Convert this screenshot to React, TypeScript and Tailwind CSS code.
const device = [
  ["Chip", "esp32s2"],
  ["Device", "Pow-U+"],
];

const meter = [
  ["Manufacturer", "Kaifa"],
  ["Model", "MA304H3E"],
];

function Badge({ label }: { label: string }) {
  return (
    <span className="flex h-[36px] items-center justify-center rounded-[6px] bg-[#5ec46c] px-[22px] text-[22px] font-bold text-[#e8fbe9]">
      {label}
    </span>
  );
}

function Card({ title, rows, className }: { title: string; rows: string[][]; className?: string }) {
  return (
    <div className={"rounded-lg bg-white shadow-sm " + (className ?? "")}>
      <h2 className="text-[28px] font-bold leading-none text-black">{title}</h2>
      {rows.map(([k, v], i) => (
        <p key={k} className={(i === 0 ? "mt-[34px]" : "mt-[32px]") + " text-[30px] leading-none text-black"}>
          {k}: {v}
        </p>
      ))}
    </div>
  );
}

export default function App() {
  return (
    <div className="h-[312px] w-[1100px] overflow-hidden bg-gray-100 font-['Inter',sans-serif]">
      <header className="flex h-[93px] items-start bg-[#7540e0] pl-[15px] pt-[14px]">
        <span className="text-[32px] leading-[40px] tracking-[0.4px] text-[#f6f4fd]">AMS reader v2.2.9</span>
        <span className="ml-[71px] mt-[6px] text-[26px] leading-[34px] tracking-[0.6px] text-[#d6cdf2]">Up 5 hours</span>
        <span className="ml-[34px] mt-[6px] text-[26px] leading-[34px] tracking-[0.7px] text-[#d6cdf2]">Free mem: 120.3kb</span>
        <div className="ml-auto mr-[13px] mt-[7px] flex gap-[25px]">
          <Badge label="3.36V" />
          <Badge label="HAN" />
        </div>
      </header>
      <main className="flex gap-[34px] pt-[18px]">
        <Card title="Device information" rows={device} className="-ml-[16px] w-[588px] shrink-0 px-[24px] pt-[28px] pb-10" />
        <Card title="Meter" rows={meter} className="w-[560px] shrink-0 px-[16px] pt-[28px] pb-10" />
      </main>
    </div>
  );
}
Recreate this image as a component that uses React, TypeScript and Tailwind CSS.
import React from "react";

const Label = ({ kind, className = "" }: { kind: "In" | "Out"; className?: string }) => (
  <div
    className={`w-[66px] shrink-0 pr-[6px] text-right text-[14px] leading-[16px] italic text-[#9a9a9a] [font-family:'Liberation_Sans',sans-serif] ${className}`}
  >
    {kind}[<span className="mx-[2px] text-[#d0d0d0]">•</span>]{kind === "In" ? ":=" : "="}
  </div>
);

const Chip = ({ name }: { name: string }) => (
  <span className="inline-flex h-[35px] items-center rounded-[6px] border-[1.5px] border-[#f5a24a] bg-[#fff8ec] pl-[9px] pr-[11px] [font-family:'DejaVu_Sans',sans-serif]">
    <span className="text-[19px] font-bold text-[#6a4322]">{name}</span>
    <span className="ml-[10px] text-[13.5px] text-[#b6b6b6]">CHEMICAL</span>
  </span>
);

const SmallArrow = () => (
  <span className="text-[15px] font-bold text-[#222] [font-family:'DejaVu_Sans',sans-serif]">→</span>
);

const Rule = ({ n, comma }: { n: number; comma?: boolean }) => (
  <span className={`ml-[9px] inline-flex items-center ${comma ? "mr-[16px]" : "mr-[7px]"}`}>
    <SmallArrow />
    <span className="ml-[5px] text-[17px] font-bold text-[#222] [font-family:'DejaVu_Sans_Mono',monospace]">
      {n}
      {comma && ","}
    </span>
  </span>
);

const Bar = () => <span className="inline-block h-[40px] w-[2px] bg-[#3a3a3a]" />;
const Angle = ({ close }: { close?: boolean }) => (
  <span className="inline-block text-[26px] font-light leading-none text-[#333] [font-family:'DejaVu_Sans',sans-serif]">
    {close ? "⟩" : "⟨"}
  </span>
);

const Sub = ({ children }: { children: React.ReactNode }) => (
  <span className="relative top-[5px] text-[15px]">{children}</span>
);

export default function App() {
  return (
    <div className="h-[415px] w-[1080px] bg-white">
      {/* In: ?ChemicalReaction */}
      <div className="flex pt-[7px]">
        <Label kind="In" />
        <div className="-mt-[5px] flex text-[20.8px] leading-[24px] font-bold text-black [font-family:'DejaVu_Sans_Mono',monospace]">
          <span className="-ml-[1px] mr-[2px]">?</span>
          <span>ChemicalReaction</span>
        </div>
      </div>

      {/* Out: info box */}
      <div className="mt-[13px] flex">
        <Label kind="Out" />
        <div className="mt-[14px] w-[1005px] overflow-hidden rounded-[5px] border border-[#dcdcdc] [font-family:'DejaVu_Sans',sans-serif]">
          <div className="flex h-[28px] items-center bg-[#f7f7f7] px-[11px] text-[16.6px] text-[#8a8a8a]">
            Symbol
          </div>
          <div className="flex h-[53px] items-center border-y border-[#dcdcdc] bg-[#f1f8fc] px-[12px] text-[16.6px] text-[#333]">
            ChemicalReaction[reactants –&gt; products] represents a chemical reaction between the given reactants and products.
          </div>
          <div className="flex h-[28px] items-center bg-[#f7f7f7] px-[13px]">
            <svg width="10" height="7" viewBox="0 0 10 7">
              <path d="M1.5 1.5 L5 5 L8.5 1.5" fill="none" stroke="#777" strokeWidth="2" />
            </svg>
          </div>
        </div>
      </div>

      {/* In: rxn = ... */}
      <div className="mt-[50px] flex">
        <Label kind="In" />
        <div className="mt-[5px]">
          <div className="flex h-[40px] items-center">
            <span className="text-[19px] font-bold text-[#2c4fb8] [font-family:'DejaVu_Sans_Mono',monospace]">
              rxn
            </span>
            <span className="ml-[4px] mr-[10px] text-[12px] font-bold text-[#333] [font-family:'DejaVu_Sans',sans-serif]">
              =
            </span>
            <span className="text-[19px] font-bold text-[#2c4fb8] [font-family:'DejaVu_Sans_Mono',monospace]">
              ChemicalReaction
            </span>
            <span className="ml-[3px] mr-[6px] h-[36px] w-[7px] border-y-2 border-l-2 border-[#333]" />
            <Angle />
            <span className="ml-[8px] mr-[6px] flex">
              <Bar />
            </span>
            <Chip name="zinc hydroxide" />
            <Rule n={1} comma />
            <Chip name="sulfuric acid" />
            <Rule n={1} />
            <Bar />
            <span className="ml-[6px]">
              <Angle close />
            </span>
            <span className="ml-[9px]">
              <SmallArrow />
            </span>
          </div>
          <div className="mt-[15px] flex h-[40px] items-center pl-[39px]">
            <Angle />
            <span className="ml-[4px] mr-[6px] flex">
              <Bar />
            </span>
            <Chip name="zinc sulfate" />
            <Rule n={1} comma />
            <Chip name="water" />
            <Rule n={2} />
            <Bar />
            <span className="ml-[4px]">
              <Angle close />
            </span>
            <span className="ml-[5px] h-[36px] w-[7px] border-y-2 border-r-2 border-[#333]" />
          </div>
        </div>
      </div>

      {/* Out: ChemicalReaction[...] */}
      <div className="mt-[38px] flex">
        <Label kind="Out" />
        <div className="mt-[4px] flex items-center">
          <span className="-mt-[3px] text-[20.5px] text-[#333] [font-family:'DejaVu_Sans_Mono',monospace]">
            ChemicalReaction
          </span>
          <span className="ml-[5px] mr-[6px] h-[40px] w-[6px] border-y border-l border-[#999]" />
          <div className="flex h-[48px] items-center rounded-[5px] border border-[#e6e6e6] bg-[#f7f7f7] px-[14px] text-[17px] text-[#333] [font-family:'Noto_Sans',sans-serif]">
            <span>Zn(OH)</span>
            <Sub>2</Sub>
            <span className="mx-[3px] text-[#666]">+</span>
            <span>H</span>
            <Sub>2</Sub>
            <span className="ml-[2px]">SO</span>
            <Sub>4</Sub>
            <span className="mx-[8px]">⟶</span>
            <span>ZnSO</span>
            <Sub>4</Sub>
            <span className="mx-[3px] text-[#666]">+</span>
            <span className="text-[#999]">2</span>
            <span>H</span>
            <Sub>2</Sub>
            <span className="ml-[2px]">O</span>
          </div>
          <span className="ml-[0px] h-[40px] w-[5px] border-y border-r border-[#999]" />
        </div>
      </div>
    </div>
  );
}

───

- [Work to complete]: Looking at the listing above, count the lines that contain "this" and give nothing but the number.

- [Response below]: 2